**WHAT YOU HAVE TO DO:** In the listing that follows, retype every line from the first through the one containing "const [expr, setExpr]". Pictures are to be left out.

** start WORKING DATA **

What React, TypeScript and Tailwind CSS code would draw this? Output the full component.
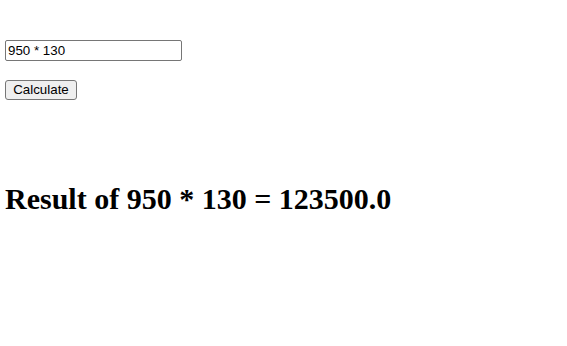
import { useState } from "react";

const App = () => {
  const [expr, setExpr] = useState("950 * 130");

  return (
    <div className="min-h-screen bg-white pl-[5px] pt-[40px] text-black">
      <div className="flex flex-col items-start">
        <input
          type="text"
          value={expr}
          onChange={(e) => setExpr(e.target.value)}
          className="box-border h-[21px] w-[177px] rounded-[2px] border border-[#767676] bg-white px-[2px] py-[1px] font-['Liberation_Sans',Arial,sans-serif] text-[13.33px] leading-[17px] text-black outline-none"
        />
        <button
          type="button"
          className="mt-[19px] box-border h-[20px] w-[72px] rounded-[3px] border border-[#767676] bg-[#efefef] px-[6px] py-0 font-['Liberation_Sans',Arial,sans-serif] text-[13.33px] leading-[16px] text-black"
        >
          Calculate
        </button>
      </div>
      <h1 className="mt-[82px] font-['Liberation_Serif','Times_New_Roman',serif] text-[30px] font-bold leading-[34px]">
        Result of 950 * 130 = 123500.0
      </h1>
    </div>
  );
};

export default App;
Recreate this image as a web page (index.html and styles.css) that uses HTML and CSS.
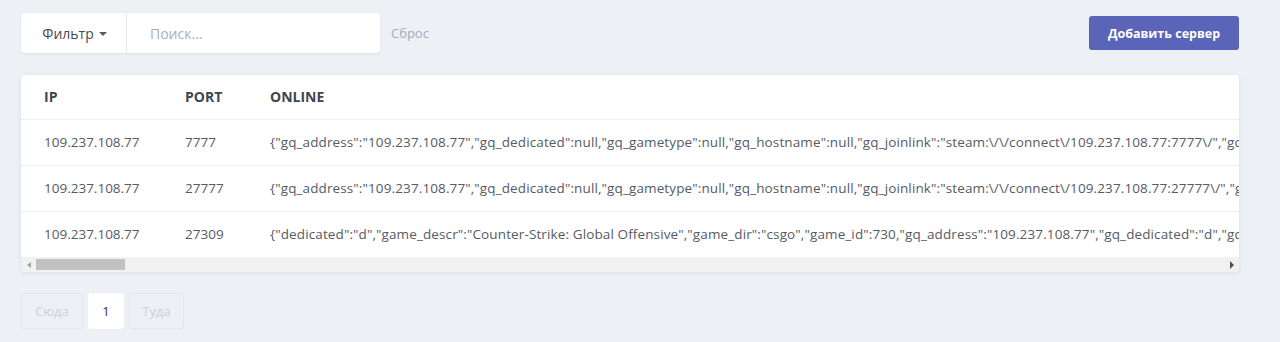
FILE: index.html
```html
<!DOCTYPE html>
<html lang="ru">
<head>
<meta charset="utf-8">
<title>Серверы</title>
<link rel="stylesheet" href="styles.css">
</head>
<body>
<div class="page">
  <div class="toolbar">
    <div class="filter-group">
      <button class="filter-btn">Фильтр <span class="caret"></span></button>
      <div class="search">Поиск...</div>
    </div>
    <a class="reset">Сброс</a>
    <div class="spacer"></div>
    <button class="add-btn">Добавить сервер</button>
  </div>

  <div class="card">
    <div class="table-wrap">
      <table class="servers">
        <colgroup><col class="col-ip"><col class="col-port"><col class="col-online"></colgroup>
        <thead>
          <tr><th>IP</th><th>PORT</th><th>ONLINE</th></tr>
        </thead>
        <tbody>
          <tr><td>109.237.108.77</td><td>7777</td><td class="json">{"gq_address":"109.237.108.77","gq_dedicated":null,"gq_gametype":null,"gq_hostname":null,"gq_joinlink":"steam:\/\/connect\/109.237.108.77:7777\/","gq_mapname":null,"gq_maxplayers":null,"gq_mod":null,"gq_numplayers":null,"gq_online":false}</td></tr>
          <tr><td>109.237.108.77</td><td>27777</td><td class="json">{"gq_address":"109.237.108.77","gq_dedicated":null,"gq_gametype":null,"gq_hostname":null,"gq_joinlink":"steam:\/\/connect\/109.237.108.77:27777\/","gq_mapname":null,"gq_maxplayers":null,"gq_mod":null,"gq_numplayers":null,"gq_online":false}</td></tr>
          <tr><td>109.237.108.77</td><td>27309</td><td class="json">{"dedicated":"d","game_descr":"Counter-Strike: Global Offensive","game_dir":"csgo","game_id":730,"gq_address":"109.237.108.77","gq_dedicated":"d","gq_gametype":"","gq_hostname":"Server","gq_joinlink":"steam:\/\/connect\/109.237.108.77:27309\/"}</td></tr>
        </tbody>
      </table>
    </div>
    <div class="hscroll">
      <span class="arrow arrow-left"></span>
      <div class="track"><div class="thumb"></div></div>
      <span class="arrow arrow-right"></span>
    </div>
  </div>

  <div class="pager">
    <span class="page-btn disabled prev">Сюда</span>
    <span class="page-btn current">1</span>
    <span class="page-btn disabled next">Туда</span>
  </div>
</div>
</body>
</html>
```

FILE: styles.css
```css
* { box-sizing: border-box; }
html, body { margin: 0; padding: 0; }
body {
  background: #edf1f6;
  font-family: "Open Sans", "Noto Sans", sans-serif;
  font-size: 13px;
  color: #555b66;
}
.page {
  padding: 13px 41px 0 21px;
}
.toolbar {
  display: flex;
  align-items: center;
  height: 40px;
}
.filter-group {
  display: flex;
  width: 359px;
  height: 40px;
  background: #fff;
  border-radius: 4px;
  box-shadow: 0 1px 3px rgba(30, 50, 80, 0.08);
}
.filter-btn {
  width: 106px;
  border: 0;
  border-right: 1px solid #e6e9ee;
  background: transparent;
  font: inherit;
  font-size: 14px;
  color: #444a54;
  padding: 0 0 0 2px;
  display: flex;
  align-items: center;
  justify-content: center;
  gap: 5px;
}
.caret {
  width: 0; height: 0;
  border-left: 4px solid transparent;
  border-right: 4px solid transparent;
  border-top: 4px solid #555b66;
  margin-top: 1px;
}
.search {
  flex: 1;
  display: flex;
  align-items: center;
  padding-left: 23px;
  font-size: 14px;
  color: #a9b0bb;
}
.reset {
  margin-left: 11px;
  color: #a3acba;
  font-size: 13px;
}
.spacer { flex: 1; }
.add-btn {
  height: 34px;
  width: 150px;
  border: 0;
  border-radius: 3px;
  background: #5a64b8;
  color: #fff;
  font: inherit;
  font-weight: 700;
  font-size: 12.5px;
}
.card {
  margin-top: 22px;
  background: #fff;
  border-radius: 4px;
  box-shadow: 0 1px 4px rgba(30, 50, 80, 0.10);
  overflow: hidden;
}
.table-wrap {
  overflow: hidden;
}
.servers {
  border-collapse: collapse;
  table-layout: fixed;
  width: 1800px;
  white-space: nowrap;
}
.col-ip { width: 164px; }
.col-port { width: 85px; }
.servers th, .servers td {
  text-align: left;
  padding: 0;
  overflow: hidden;
}
.servers th:first-child, .servers td:first-child { padding-left: 23px; }
.servers th {
  height: 44px;
  font-weight: 700;
  font-size: 14px;
  color: #3e4550;
}
.servers td {
  height: 46px;
  border-top: 1px solid #eceff3;
  color: #555b66;
  font-size: 13.5px;
}
.servers td.json {
  letter-spacing: 0.12px;
}
.hscroll {
  display: flex;
  align-items: center;
  height: 15px;
  background: #f1f1f1;
}
.arrow {
  width: 15px;
  height: 15px;
  display: flex;
  align-items: center;
  justify-content: center;
}
.arrow-left::before {
  content: "";
  border-top: 3px solid transparent;
  border-bottom: 3px solid transparent;
  border-right: 4px solid #a3a3a3;
}
.arrow-right::before {
  content: "";
  border-top: 4px solid transparent;
  border-bottom: 4px solid transparent;
  border-left: 4px solid #505050;
}
.track {
  flex: 1;
  height: 15px;
  display: flex;
  align-items: center;
}
.thumb {
  width: 89px;
  height: 11px;
  background: #c1c1c1;
}
.pager {
  margin-top: 21px;
  display: flex;
  gap: 5px;
}
.page-btn {
  height: 36px;
  display: flex;
  align-items: center;
  justify-content: center;
  border: 1px solid #e3e7ed;
  border-radius: 3px;
  font-size: 13px;
}
.page-btn.disabled {
  color: #c9d0da;
  background: #edf1f6;
}
.page-btn.prev { width: 62px; }
.page-btn.next { width: 55px; }
.page-btn.current {
  width: 36px;
  background: #fff;
  color: #333842;
  border-color: #fff;
}
```
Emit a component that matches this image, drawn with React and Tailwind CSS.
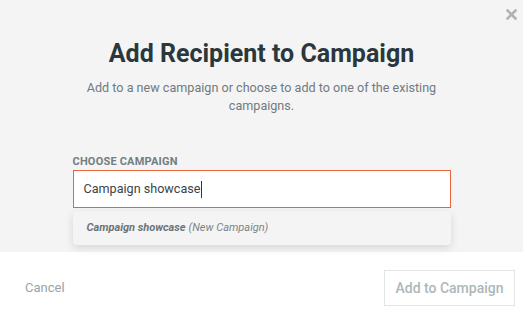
import React from 'react';

function App() {
  return (
    <div className="w-[523px] h-[315px] flex flex-col bg-white font-['Roboto',sans-serif] overflow-hidden">
      <div className="relative h-[252px] bg-[#f4f4f4] flex flex-col items-center shrink-0">
        <button className="absolute right-[5px] top-[8px] w-[13px] h-[13px] flex items-center justify-center">
          <svg width="11" height="11" viewBox="0 0 11 11">
            <path d="M1.5 1.5 L9.5 9.5 M9.5 1.5 L1.5 9.5" stroke="#a9b4b7" strokeWidth="2.5" strokeLinecap="square" />
          </svg>
        </button>
        <h1 className="mt-[39px] text-[25px] leading-[30px] font-bold text-[#2a383d]">
          Add Recipient to Campaign
        </h1>
        <p className="mt-[10px] w-[380px] text-center text-[12.6px] leading-[18px] text-[#717b7f]">
          Add to a new campaign or choose to add to one of the existing campaigns.
        </p>
        <div className="mt-[40px] w-[378px]">
          <label className="block text-[11px] leading-[14px] font-bold tracking-[0.2px] text-[#737d81]">
            CHOOSE CAMPAIGN
          </label>
          <div className="mt-[1px] h-[38px] bg-white border border-[#e8643a] flex items-center pl-[10px]">
            <span className="text-[12.6px] text-[#3a4347]">Campaign showcase</span>
            <span className="w-px h-[17px] bg-[#2a383d] ml-px"></span>
          </div>
          <div className="mt-[3px] h-[34px] bg-[#f4f4f4] rounded-[4px] shadow-[0_3px_8px_rgba(0,0,0,0.12)] flex items-center pl-[14px] text-[11px] italic text-[#7a8488]">
            <span className="font-bold text-[#6b7579]">Campaign showcase</span>
            <span className="ml-[3px]">(New Campaign)</span>
          </div>
        </div>
      </div>
      <div className="flex-1 flex items-start justify-between pl-[25px] pr-[8px] pt-[18px]">
        <span className="mt-[9px] text-[13px] leading-[18px] text-[#9aa3a6]">Cancel</span>
        <button className="w-[131px] h-[36px] border border-[#e2e5e6] bg-white text-[14px] font-medium text-[#adb7ba]">
          Add to Campaign
        </button>
      </div>
    </div>
  );
}

export default App;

** end WORKING DATA **

**CORRECT RESPONSE:**
What React, TypeScript and Tailwind CSS code would draw this? Output the full component.
import { useState } from "react";

const App = () => {
  const [expr, setExpr] = useState("950 * 130");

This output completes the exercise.